Il testo Verità e interpretazione è del 1970 e fornisce i punti salienti della teoria dell'interpretazione pareysoniana. Pareyson esordisce affermando come ogni relazione umana abbia un carattere interpretativo: l'interpretazione però è universale in quanto originaria e cioè nel suo essere apertura all'essere - verità. Interpretare significa trascendere l'ente verso l'essere. L'ermeneutica è dunque radicata nell'ontologia e l'ontologia è tale perché è ermeneutica: la verità si dà nell'interpretazione e l'interpretazione è solo della verità.
L'interpretazione ha un aspetto storico, espressivo e ha insieme un carattere rivelativo.
Proprio per questo motivo le interpretazioni sono molteplici, ogni esistenza è infatti rapporto con l'essere e quindi può essere interpretazione della verità: la pluralità è segno della ricchezza dell'essere.
Non si deve però pensare che l'interpretazione sia radicalmente soggettiva perché essa è comunque un modo in cui si coglie la verità, si esprime il proprio radicamento nell'essere.
L'unicità della verità e la molteplicità delle sue interpretazioni sono inseparabili, perché secondo un modello esistenzialistico non vi è un accesso separato alla verità, ma ad essa si giunge attraverso la propria storicità.
Errata sarebbe però l'idea che l'interpretazione possa porsi al posto della verità, altrimenti o un'unica interpretazione avrebbe il monopolio della verità o tutte le interpretazioni sarebbero suoi travestimenti. Il dogmatismo e il relativismo stanno così sullo stesso piano perché presuppongono una concezione oggettivata della verità, confondendo e separando unicità della verità e molteplicità delle sue interpretazioni, mentre la verità è sempre solo in un'interpretazione.
L'interpretazione non è dunque un rapporto tra soggetto e oggetto: al soggettivismo va sostituita la nozione di persona come apertura all'alterità e d'altra parte l'essere, la verità non può essere colta come oggetto, proprio perché non è a disposizione.
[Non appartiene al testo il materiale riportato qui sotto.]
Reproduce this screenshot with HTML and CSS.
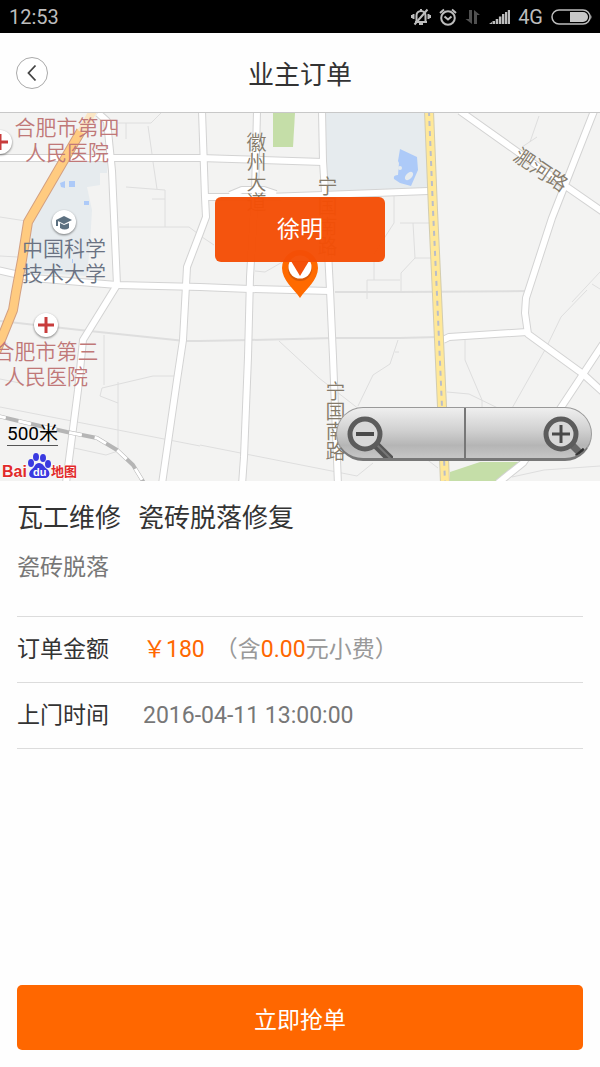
FILE: index.html
```
<!DOCTYPE html>
<html lang="zh-CN">
<head>
    <meta charset="UTF-8">
    <meta name="viewport" content="width=device-width, initial-scale=1.0">
    <title>业主订单</title>
    <link rel="stylesheet" href="styles.css">
</head>
<body>
    <div class="status-bar">
        <span class="status-time">12:53</span>
        <div class="status-icons">
            <svg class="icon-bell" width="20" height="18" viewBox="0 0 20 18" fill="none" stroke="#bdbdbd" stroke-width="2">
                <path d="M4 14h12M5.500 13.500V7.500a4.500 4.500 0 0 1 9 0v6M8 16h4M10 1v2"/>
                <path d="M2.500 6v5M.800 7v3M17.500 6v5M19.200 7v3M3.500 16.500L16.500 1.500"/>
            </svg>
            <svg class="icon-alarm" width="18" height="18" viewBox="0 0 18 18" fill="none" stroke="#bdbdbd" stroke-width="2">
                <circle cx="9" cy="10" r="6.800"/>
                <path d="M5.500 8.500L9 11.500l3.500-3M1 5l4-3.500M17 5l-4-3.500"/>
            </svg>
            <svg class="icon-data" width="16" height="16" viewBox="0 0 16 16" fill="#505050">
                <path d="M4 1h3v14L.500 10H4zM9 15V1l6 5h-3v9z"/>
            </svg>
            <svg class="icon-signal" width="21" height="16" viewBox="0 0 21 16" fill="#bdbdbd">
                <path d="M0 15l3-2v2zM3.500 12H6v3H3.500zM6.700 10h2.500v5H6.700zM9.900 7.500h2.500V15H9.900zM13 5h2.400v10H13zM16 3h2.200v12H16zM18.800 1H21v14h-2.200z"/>
            </svg>
            <span>4G</span>
            <svg class="icon-battery" width="41" height="16" viewBox="0 0 41 16">
                <rect x="1" y="1" width="38" height="14" rx="7" fill="none" stroke="#bdbdbd" stroke-width="1.500"/>
                <path d="M19 3h13a5 5 0 0 1 0 10H19z" fill="#c8c8c8"/>
                <path d="M39.500 5.500a4 4 0 0 1 0 5z" fill="#bdbdbd"/>
            </svg>
        </div>
    </div>

    <header class="header">
        <button class="back-button" type="button" aria-label="返回">
            <svg width="10" height="18" viewBox="0 0 10 18" fill="none" stroke="#444" stroke-width="1.800">
                <path d="M8.500 1.500L1.500 9l7 7.500"/>
            </svg>
        </button>
        <h1 class="header-title">业主订单</h1>
    </header>

    <div class="map">
        <svg class="map-canvas" viewBox="0 0 600 368">
            <!-- areas -->
            <path class="campus" d="M67 49h40v11h-7v12l-13 2 5 23-2 34-3 32-30-2-39-1 14-50z"/>
            <path class="campus" d="M325 0h101l2 77-101 3z"/>
            <path class="park" d="M273 0h22l-2 34h-20z"/>
            <path class="park" d="M450 359l30-10h41l-14 12-8 7h-49z"/>
            <path class="water" d="M400 36l17 8 1 13-7 16-11-3-6-4q-1-4 4-4l1-12-1-2zM60 70l5-2v7l-4-1zM69 68h6v6h-6zM84 88h5v4h-5zM72 146h1v4h-1z"/>
            <ellipse class="campus" cx="409" cy="63" rx="5" ry="3" transform="rotate(-45 409 63)"/>
            <circle class="campus" cx="400" cy="55" r="2"/>

            <!-- lanes -->
            <g class="lane">
                <path d="M118 10h33l10-10M126 10v16M148 13l4 28M153 49l4 27M126 74l39 3v37M152 86h13M119 114h70l8 6M0 104l26 4M0 143l18 1"/>
                <path d="M104 222v50M0 229l8 2M0 266l20 4M0 294l200 39M102 275l51-12h24M102 275l-2 8 18 7M118 269v69l-12 4-32-7"/>
                <path d="M200 332l157 31 16-13M279 228l40 37 45 35M358 293l15-31 17-11 8-24M395 239h4M255 158l10 1 21-12M202 124l12 8"/>
                <path d="M400 110h30M413 110l2 35h16M415 145l-14 15v19M367 186v-19h33M374 167v-26l20-31V82M537 24l-15 10M530 29l9-26"/>
                <path d="M600 159l-28 30M592 171l8 5M587 177l-26 27-15 31-35 62M465 227v20l17 40v8M447 279l22 2 35 17M512 364l32-7 56-4M425 345l13 10"/>
            </g>
            <g class="lane lane-wide">
                <path d="M0 208l80 9 105 11h15l50-1 83-2h67l38-1M335 179h65l128-1"/>
            </g>

            <!-- street outlines, then their white filling -->
            <g class="street-edge">
                <path id="st1" d="M-3 45h203l123 4M-3 157l36 8 47 4 37 3 83 2 50 2 80 2"/>
                <path id="st2" d="M98 0l9 8 5 50 5 114-34 55-5 50-12 93"/>
                <path id="st3" d="M202-2l3 86 1 20-6 16-13 34-4 73-6 40-15 104"/>
                <path id="st4" d="M257-2l-2 82-5 84-2 80-4 100-2 28"/>
                <path id="st5" d="M322-2l1 50 2 32 5 97 3 67 5 128"/>
                <path id="st6" d="M205 84h62l56-2 105-4M230 82l12-5h22l12 4"/>
                <path id="st7" d="M460-2l107 76 36 25M594-2l-31 79-11 28-26 80-1 15 3 21 55 40 22 20"/>
                <path id="st8" d="M443 227l6-3 78-5M603 231l-43 65-37 54-25 20"/>
            </g>
            <g class="street">
                <use href="#st1"/><use href="#st2"/><use href="#st3"/><use href="#st4"/>
                <use href="#st5"/><use href="#st6"/><use href="#st7"/><use href="#st8"/>
            </g>

            <!-- railway -->
            <path class="rail-edge" d="M-2 303l29 7 40 9 30 6 20 12 16 15 11 18"/>
            <path class="rail" d="M-2 303l29 7 40 9 30 6 20 12 16 15 11 18"/>

            <!-- main roads -->
            <path class="main-edge" d="M81 18L28 109l-6 38-6 32-3 18-17 42"/>
            <path class="main" d="M81 18L28 109l-6 38-6 32-3 18-17 42"/>
            <path class="main-far" d="M93-2L81 19"/>
            <path class="metro-edge" d="M429-2l4 99 4 85 5 112 3 76"/>
            <path class="metro" d="M429-2l4 99 4 85 5 112 3 76"/>
            <path class="metro-line" d="M429-2l4 99 4 85 5 112 3 76"/>

            <!-- places -->
            <g class="place-dot">
                <circle cx="0" cy="29" r="12"/>
                <circle cx="46" cy="212" r="12"/>
                <circle cx="64" cy="109" r="12"/>
            </g>
            <path class="cross" d="M-8 29H8M0 21v16M38 212h16M46 204v16"/>
            <path class="cap" d="M56 107l8-4 8 4-8 4zM60 110l4 2 5-2v5q-4 3-9 0zM56 107h2v6h-2z"/>
            <g class="label hospital">
                <text x="67" y="22">合肥市第四</text>
                <text x="67" y="47">人民医院</text>
                <text x="46" y="246">合肥市第三</text>
                <text x="46" y="271">人民医院</text>
            </g>
            <g class="label school">
                <text x="64" y="143">中国科学</text>
                <text x="64" y="168">技术大学</text>
            </g>
            <g class="road-name">
                <text class="vertical" x="255" y="19">徽州大道</text>
                <text class="vertical" x="326" y="63">宁国南路</text>
                <text class="vertical" x="334" y="268">宁国南路</text>
                <text transform="translate(512 46) rotate(34)">淝河路</text>
            </g>

            <!-- map provider -->
            <g class="provider">
                <text x="2" y="364">Bai</text>
                <text class="provider-cn" x="51" y="363">地图</text>
                <g class="paw">
                    <ellipse cx="31" cy="350" rx="3" ry="4"/>
                    <ellipse cx="36" cy="344" rx="3" ry="4"/>
                    <ellipse cx="43" cy="345" rx="3" ry="4"/>
                    <ellipse cx="48" cy="351" rx="3" ry="4"/>
                    <path d="M39 350c4 0 5 4 8 6 4 3 3 9-2 9H34c-6 0-6-6-2-9 3-2 3-6 7-6z"/>
                </g>
                <text class="provider-du" x="33" y="363">du</text>
            </g>
        </svg>

        <span class="map-scale">500米</span>

        <div class="marker">
            <div class="marker-name">徐明</div>
            <svg class="marker-pin" width="36" height="48" viewBox="0 0 36 48">
                <path fill="#ff6a00" d="M18 48C12 39 0 30 0 18a18 18 0 0 1 36 0c0 12-12 21-18 30z"/>
                <circle cx="18" cy="19" r="12" fill="#d95a08"/>
                <circle cx="18" cy="17" r="11.500" fill="#fff"/>
                <path fill="#f4510b" d="M9 11h18l-9 15z"/>
            </svg>
        </div>

        <div class="zoom">
            <button class="zoom-button" type="button" aria-label="缩小">
                <svg width="56" height="50" viewBox="0 0 56 50" fill="none">
                    <path d="M38 36l18 18" stroke="#555" stroke-width="8"/>
                    <path d="M40 37l16 16" stroke="#777" stroke-width="2"/>
                    <circle cx="28" cy="26" r="15" fill="#d8d8d8" stroke="#5c5c5c" stroke-width="5"/>
                    <path d="M19 26h18" stroke="#4a4a4a" stroke-width="4"/>
                </svg>
            </button>
            <button class="zoom-button zoom-in" type="button" aria-label="放大">
                <svg width="56" height="50" viewBox="0 0 56 50" fill="none">
                    <path d="M36 36l10 10" stroke="#666" stroke-width="7"/>
                    <path d="M41 48l8-7" stroke="#333" stroke-width="3"/>
                    <circle cx="26" cy="26" r="15" fill="#d8d8d8" stroke="#5c5c5c" stroke-width="5"/>
                    <path d="M17 26h18M26 17v18" stroke="#4a4a4a" stroke-width="3"/>
                </svg>
            </button>
        </div>
    </div>

    <main class="order">
        <h2 class="order-title"><span>瓦工维修</span><span>瓷砖脱落修复</span></h2>
        <p class="order-note">瓷砖脱落</p>
        <dl class="order-info">
            <div class="info-row">
                <dt>订单金额</dt>
                <dd><span class="price">￥180</span><span class="tip">（含<b>0.00</b>元小费）</span></dd>
            </div>
            <div class="info-row">
                <dt>上门时间</dt>
                <dd>2016-04-11 13:00:00</dd>
            </div>
        </dl>
    </main>

    <footer class="footer">
        <button class="grab-button" type="button">立即抢单</button>
    </footer>
</body>
</html>
```
FILE: styles.css
```
:root {
    --orange: #ff6700;
    --line: #dcdcdc;
    --text: #333;
    --muted: #777;
}

* {
    box-sizing: border-box;
}

body {
    margin: 0;
    min-height: 100vh;
    display: flex;
    flex-direction: column;
    background: #fefefe;
    color: var(--text);
    font-family: Roboto, "Noto Sans CJK SC", sans-serif;
    font-size: 23px;
}

button {
    padding: 0;
    border: none;
    font: inherit;
    cursor: pointer;
}

h1, h2, p, dl, dd {
    margin: 0;
    font-weight: 400;
}

svg {
    display: block;
}

/* status bar */
.status-bar {
    display: flex;
    justify-content: space-between;
    align-items: center;
    height: 33px;
    padding: 0 8px 0 9px;
    background: #000;
    color: #bdbdbd;
    font-size: 20px;
}

.status-icons {
    display: flex;
    align-items: center;
    gap: 8px;
}

/* header */
.header {
    display: grid;
    grid-template-columns: 32px 1fr 32px;
    align-items: center;
    height: 80px;
    padding: 0 16px;
    border-bottom: 1px solid #c8c8c8;
}

.back-button {
    display: flex;
    justify-content: center;
    align-items: center;
    width: 32px;
    height: 32px;
    border: 1px solid #aaa;
    border-radius: 50%;
    background: #fff;
}

.header-title {
    font-size: 26px;
    text-align: center;
}

/* map */
.map {
    position: relative;
    overflow: hidden;
    background: #f3f3f2;
}

.map-canvas {
    width: 100%;
    height: auto;
}

.campus { fill: #e6ebee; }
.park { fill: #c5dea8; }
.water { fill: #adcaf8; }

.lane,
.street-edge,
.street {
    fill: none;
    stroke-linejoin: round;
}

.lane { stroke: #dedede; }
.lane-wide { stroke-width: 2; }

.street-edge {
    stroke: #d3d3d3;
    stroke-width: 8;
}

.street {
    stroke: #fff;
    stroke-width: 6;
}

.rail-edge,
.rail,
.main-edge,
.main,
.main-far,
.metro-edge,
.metro,
.metro-line {
    fill: none;
    stroke-linejoin: round;
}

.rail-edge { stroke: #b5b5b5; stroke-width: 4; }
.rail { stroke: #fff; stroke-width: 3; stroke-dasharray: 13; stroke-dashoffset: 5; }
.main-edge { stroke: #d3a080; stroke-width: 10; }
.main { stroke: #ffcb80; stroke-width: 8; }
.main-far { stroke: #fbe6c4; stroke-width: 8; }
.metro-edge { stroke: #d2ccb0; stroke-width: 10; }
.metro { stroke: #ffe898; stroke-width: 8; }
.metro-line { stroke: #b9bdc9; stroke-width: 2; stroke-dasharray: 5; }

.place-dot {
    fill: #fff;
    filter: drop-shadow(0 1px 1px rgba(0, 0, 0, 0.5));
}

.cross { stroke: #c83c3c; stroke-width: 3; }
.cap { fill: #5c7080; }

.label {
    font-size: 21px;
    font-weight: 350;
    text-anchor: middle;
}

.hospital { fill: #c07878; }
.school { fill: #6a7282; }

.road-name {
    fill: #857b6b;
    font-size: 20px;
    font-weight: 350;
}

.vertical {
    writing-mode: vertical-rl;
}

.provider {
    fill: #e12a2a;
    stroke: #fff;
    stroke-width: 1px;
    paint-order: stroke;
    font-family: "Liberation Sans", "Noto Sans CJK SC", sans-serif;
    font-size: 16px;
    font-weight: 700;
}

.provider-cn { font-size: 13px; }
.paw { fill: #3a3ae0; }
.provider-du { fill: #fff; stroke: none; font-size: 11px; }

.map-scale {
    position: absolute;
    left: 7px;
    bottom: 35px;
    border-bottom: 1px solid #555;
    color: #000;
    font-size: 19px;
    line-height: 22px;
}

.marker {
    position: absolute;
    top: 84px;
    left: 0;
    right: 0;
    display: flex;
    flex-direction: column;
    align-items: center;
}

.marker-name {
    z-index: 1;
    padding: 0 62px;
    border-radius: 6px;
    background: rgba(244, 78, 6, 0.97);
    color: #fff;
    line-height: 65px;
}

/* the pin tucks under the name plate */
.marker-pin {
    margin-top: -12px;
}

.zoom {
    position: absolute;
    right: 8px;
    bottom: 20px;
    display: flex;
    border: 1px solid #999;
    border-bottom: 3px solid #777;
    border-radius: 27px;
    background: linear-gradient(#efefef, #d0d0d0 45%, #b5b5b5 75%, #c6c6c6);
    overflow: hidden;
}

.zoom-button {
    display: flex;
    width: 127px;
    height: 50px;
    background: none;
}

.zoom-in {
    justify-content: flex-end;
    border-left: 2px solid #777;
}

/* order */
.order {
    padding: 17px;
}

.order-title {
    display: flex;
    gap: 17px;
    font-size: 26px;
    line-height: 40px;
}

.order-note {
    padding: 10px 0 29px;
    border-bottom: 1px solid var(--line);
    color: var(--muted);
    line-height: 39px;
}

.info-row {
    display: flex;
    align-items: baseline;
    border-bottom: 1px solid var(--line);
    line-height: 65px;
}

.info-row dt {
    width: 126px;
}

.info-row dd {
    display: flex;
    gap: 10px;
    color: var(--muted);
}

.price,
.tip b {
    color: var(--orange);
    font-weight: 400;
}

.tip {
    color: #999;
}

/* footer */
.footer {
    margin-top: auto;
    padding: 17px;
}

.grab-button {
    width: 100%;
    height: 65px;
    border-radius: 5px;
    background: var(--orange);
    color: #fff;
}
```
La verità è fonte inesauribile e non è né un contenuto ne virtualità. Il rapporto alla verità non è una relazione parte-tutto, non è un tutto che si ottiene mettendo insieme le parti (di verità), perché essa non è un ente; e a questo riguardo non vale neppure il modello dell'esplicitazione, perché la verità è inesauribile e dunque l'interpretazione ha sempre qualcosa di non-detto. Questo implicito può stimolare sempre di nuovo, senza che possa essere comunque portato a esplicitazione completa.